## EXERCISE:
From the listing below, return each line that includes "code".

## SUPPLIED ENTRIES:
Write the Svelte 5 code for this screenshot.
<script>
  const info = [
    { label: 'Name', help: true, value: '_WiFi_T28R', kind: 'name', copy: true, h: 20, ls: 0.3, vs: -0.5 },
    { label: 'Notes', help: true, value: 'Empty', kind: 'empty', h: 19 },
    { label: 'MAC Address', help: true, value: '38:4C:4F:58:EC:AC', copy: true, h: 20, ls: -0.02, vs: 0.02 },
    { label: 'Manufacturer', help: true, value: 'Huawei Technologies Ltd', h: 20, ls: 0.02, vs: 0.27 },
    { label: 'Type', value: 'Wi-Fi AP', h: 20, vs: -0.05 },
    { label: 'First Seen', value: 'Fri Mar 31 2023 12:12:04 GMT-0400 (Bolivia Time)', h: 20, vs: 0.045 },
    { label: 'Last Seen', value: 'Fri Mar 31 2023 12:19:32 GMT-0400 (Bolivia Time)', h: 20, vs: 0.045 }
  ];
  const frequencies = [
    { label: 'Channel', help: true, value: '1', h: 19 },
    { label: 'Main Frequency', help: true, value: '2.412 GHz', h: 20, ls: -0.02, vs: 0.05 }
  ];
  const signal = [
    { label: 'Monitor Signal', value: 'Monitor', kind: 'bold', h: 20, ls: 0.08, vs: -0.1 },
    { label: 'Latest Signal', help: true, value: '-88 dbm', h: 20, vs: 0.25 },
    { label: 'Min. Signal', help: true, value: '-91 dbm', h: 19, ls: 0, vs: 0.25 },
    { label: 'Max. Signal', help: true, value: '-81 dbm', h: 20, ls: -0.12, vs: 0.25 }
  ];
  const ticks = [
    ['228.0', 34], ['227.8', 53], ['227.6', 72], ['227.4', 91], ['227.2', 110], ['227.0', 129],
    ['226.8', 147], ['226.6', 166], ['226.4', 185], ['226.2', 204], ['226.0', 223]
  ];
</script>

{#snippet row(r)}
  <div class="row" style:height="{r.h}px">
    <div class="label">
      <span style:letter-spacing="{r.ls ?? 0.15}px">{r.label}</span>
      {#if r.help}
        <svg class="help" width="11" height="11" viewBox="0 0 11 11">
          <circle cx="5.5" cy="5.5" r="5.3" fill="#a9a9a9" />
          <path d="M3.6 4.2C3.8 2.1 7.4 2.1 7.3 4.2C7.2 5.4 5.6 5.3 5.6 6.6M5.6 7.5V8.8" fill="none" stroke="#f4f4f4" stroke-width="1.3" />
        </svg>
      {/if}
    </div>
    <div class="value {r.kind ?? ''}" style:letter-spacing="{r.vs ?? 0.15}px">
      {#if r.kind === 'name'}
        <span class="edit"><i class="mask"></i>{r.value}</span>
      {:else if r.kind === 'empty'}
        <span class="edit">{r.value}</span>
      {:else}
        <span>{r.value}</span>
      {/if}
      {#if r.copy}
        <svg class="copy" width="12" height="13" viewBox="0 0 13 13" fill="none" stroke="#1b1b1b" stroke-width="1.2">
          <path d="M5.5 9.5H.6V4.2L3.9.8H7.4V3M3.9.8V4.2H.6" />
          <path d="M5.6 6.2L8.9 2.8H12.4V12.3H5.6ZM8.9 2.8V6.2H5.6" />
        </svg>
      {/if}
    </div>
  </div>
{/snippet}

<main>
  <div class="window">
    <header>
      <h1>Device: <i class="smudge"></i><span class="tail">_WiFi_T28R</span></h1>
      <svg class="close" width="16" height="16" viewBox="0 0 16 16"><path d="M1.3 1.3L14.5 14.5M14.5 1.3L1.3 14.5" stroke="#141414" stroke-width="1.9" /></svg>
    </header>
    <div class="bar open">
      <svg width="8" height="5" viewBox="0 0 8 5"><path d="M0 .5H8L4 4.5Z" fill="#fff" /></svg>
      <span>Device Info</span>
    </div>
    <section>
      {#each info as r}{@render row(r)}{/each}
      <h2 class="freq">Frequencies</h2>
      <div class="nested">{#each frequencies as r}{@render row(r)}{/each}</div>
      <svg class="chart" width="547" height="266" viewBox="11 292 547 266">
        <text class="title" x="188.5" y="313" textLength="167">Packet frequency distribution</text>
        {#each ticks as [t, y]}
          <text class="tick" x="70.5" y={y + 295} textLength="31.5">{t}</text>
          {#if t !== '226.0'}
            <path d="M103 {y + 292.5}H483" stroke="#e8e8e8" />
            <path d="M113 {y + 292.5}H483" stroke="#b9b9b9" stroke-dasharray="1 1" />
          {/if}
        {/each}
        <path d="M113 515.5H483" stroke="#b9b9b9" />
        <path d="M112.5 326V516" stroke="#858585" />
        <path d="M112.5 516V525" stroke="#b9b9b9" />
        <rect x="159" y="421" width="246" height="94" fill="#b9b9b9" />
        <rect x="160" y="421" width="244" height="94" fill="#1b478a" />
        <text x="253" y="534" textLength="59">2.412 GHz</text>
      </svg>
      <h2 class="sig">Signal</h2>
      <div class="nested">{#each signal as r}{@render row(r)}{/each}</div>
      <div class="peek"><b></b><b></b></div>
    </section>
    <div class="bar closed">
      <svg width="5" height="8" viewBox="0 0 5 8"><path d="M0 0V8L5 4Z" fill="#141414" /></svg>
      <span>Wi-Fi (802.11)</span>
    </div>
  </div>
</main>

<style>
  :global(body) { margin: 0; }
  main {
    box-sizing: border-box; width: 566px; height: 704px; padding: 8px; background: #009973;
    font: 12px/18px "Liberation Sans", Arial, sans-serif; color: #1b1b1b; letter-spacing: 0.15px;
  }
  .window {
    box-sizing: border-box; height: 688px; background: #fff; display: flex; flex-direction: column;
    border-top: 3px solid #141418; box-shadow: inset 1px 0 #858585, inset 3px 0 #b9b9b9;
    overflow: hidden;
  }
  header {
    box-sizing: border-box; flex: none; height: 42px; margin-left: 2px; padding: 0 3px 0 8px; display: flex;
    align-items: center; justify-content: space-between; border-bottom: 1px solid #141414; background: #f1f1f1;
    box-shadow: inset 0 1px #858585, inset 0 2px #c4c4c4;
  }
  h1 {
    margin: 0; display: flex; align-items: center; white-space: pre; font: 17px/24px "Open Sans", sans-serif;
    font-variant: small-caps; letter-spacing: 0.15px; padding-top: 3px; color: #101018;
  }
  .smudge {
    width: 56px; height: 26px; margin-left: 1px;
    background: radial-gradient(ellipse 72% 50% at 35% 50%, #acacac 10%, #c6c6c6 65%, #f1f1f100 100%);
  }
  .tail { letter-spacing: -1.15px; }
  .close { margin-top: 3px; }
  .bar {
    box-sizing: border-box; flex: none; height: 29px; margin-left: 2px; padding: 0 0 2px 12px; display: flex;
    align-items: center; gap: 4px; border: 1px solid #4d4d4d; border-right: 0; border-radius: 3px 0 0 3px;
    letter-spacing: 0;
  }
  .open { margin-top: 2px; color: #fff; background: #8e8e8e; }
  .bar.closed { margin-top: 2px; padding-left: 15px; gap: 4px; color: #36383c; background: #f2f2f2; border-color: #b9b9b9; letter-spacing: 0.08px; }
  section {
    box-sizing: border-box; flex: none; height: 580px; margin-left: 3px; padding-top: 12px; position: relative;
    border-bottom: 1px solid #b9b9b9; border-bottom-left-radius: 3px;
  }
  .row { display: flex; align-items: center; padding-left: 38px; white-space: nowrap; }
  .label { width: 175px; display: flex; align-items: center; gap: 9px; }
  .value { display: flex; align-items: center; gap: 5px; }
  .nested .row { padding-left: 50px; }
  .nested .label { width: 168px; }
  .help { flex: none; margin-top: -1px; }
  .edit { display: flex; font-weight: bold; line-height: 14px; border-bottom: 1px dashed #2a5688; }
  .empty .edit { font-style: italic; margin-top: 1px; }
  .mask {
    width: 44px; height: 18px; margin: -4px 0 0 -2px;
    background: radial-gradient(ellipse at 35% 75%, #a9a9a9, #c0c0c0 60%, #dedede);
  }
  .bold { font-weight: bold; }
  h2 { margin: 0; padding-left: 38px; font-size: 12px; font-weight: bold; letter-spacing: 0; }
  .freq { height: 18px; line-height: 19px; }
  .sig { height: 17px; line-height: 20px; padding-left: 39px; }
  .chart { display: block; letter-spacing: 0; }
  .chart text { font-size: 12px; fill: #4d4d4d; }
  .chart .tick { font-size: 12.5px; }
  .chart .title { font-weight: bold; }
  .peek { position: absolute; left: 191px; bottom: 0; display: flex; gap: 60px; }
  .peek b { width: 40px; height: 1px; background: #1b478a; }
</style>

---

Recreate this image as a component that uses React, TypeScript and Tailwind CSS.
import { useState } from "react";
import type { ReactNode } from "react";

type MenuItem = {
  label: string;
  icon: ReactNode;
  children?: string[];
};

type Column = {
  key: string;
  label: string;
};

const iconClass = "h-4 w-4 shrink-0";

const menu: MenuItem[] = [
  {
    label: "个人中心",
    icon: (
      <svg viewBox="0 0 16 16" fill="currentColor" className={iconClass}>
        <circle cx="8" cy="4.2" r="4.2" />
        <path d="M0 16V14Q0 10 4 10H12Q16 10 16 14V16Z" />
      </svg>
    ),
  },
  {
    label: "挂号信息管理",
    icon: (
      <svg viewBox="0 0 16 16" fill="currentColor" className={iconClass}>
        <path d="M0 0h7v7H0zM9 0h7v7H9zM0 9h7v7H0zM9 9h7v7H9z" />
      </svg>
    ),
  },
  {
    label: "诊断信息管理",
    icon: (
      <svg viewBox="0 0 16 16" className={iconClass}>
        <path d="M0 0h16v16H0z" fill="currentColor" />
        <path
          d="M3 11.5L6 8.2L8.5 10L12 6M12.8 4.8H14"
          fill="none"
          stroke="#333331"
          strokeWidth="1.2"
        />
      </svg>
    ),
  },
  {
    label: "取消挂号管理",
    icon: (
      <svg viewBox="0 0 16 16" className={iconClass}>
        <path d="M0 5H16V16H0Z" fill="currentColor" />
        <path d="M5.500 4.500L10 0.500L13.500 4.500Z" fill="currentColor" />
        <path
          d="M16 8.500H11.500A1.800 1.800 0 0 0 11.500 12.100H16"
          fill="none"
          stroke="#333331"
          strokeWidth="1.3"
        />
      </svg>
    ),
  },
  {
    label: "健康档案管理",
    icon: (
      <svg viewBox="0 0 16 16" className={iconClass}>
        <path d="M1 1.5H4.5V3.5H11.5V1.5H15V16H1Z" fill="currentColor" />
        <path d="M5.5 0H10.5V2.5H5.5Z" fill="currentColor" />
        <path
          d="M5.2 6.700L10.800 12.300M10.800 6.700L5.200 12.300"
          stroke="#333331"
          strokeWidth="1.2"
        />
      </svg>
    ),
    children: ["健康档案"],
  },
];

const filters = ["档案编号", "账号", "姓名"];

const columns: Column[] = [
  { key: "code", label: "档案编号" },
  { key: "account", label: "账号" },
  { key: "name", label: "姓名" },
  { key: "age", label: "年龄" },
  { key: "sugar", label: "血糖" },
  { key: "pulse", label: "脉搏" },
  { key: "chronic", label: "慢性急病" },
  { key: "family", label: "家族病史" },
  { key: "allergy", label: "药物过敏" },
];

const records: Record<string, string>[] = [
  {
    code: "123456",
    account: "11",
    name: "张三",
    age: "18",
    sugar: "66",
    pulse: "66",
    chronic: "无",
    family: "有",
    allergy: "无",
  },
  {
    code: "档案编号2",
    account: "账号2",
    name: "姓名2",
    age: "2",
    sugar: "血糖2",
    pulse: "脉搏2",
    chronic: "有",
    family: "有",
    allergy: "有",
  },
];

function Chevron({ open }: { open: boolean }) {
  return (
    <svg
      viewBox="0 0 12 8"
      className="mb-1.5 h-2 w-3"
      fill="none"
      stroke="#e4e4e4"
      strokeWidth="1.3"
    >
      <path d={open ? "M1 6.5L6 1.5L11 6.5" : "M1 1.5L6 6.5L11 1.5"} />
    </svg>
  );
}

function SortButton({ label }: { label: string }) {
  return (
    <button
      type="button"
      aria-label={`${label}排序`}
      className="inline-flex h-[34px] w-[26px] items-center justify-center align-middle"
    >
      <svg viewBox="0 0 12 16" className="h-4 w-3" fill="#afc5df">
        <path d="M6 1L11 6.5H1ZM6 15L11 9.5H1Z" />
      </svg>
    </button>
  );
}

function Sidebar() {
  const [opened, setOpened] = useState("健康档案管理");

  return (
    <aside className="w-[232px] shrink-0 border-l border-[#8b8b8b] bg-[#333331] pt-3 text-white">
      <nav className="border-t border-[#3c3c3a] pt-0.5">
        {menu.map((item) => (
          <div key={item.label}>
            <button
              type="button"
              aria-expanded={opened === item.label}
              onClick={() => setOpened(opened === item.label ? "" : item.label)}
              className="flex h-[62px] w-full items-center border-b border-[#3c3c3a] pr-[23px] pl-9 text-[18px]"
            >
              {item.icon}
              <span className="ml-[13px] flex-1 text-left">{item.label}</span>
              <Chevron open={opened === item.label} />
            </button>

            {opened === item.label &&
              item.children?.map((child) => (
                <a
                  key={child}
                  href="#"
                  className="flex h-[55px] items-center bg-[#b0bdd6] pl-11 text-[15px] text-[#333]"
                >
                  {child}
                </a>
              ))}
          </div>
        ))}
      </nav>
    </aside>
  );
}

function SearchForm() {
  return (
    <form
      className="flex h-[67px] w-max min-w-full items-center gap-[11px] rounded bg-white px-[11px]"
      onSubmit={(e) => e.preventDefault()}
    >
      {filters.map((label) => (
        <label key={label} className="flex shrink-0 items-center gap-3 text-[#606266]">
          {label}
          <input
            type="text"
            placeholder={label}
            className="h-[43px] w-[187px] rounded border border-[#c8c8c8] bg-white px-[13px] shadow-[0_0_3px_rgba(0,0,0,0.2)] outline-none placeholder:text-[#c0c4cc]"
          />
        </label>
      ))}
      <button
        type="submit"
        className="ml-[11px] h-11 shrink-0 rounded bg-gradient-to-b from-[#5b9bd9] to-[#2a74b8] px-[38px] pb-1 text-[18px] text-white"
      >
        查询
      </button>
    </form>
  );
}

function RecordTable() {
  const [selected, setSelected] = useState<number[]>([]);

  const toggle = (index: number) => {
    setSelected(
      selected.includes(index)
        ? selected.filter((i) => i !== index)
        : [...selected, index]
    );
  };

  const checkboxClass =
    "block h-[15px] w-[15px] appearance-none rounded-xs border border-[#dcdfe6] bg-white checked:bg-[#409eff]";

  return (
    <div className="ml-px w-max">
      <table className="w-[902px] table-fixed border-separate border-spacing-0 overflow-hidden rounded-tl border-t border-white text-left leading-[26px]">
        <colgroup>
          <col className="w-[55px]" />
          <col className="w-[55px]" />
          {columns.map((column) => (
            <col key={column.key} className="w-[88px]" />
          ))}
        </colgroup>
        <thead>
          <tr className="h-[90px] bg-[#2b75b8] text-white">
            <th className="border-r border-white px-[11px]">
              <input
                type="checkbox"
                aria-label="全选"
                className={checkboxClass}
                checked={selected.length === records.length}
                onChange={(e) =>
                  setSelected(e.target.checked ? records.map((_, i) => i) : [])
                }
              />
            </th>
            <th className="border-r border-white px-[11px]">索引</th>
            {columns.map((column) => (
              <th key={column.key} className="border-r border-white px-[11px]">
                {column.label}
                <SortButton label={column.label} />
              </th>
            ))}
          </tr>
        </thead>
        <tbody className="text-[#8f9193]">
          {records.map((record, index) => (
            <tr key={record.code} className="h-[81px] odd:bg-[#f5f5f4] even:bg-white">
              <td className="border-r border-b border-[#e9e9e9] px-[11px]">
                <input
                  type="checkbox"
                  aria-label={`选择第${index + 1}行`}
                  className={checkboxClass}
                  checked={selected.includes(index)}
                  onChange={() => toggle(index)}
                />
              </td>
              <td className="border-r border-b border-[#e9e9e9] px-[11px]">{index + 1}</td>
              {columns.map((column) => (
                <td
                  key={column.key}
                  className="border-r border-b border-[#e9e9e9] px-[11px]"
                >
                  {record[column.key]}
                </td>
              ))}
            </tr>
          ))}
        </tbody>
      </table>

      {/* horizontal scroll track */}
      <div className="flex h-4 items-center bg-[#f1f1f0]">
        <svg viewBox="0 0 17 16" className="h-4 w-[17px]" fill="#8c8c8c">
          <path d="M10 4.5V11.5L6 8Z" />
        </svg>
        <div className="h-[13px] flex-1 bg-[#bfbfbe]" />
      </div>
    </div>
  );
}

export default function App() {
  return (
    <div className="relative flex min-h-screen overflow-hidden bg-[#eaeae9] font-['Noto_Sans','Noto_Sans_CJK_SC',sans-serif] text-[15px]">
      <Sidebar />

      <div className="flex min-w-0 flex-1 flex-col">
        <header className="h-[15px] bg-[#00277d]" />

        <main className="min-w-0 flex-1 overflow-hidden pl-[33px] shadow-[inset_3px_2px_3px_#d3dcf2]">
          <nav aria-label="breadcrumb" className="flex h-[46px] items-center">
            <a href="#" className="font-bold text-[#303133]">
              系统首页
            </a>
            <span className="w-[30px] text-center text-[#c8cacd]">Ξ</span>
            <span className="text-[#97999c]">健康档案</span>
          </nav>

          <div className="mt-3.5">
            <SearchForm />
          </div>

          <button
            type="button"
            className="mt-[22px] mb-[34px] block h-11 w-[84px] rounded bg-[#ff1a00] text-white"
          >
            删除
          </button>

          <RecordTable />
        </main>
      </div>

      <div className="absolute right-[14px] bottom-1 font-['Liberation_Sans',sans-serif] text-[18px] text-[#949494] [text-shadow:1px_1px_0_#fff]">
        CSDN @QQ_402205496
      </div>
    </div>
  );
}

## RESULT BELOW:
Write the Svelte 5 code for this screenshot.
  { key: "code", label: "档案编号" },
    code: "123456",
    code: "档案编号2",
            <tr key={record.code} className="h-[81px] odd:bg-[#f5f5f4] even:bg-white">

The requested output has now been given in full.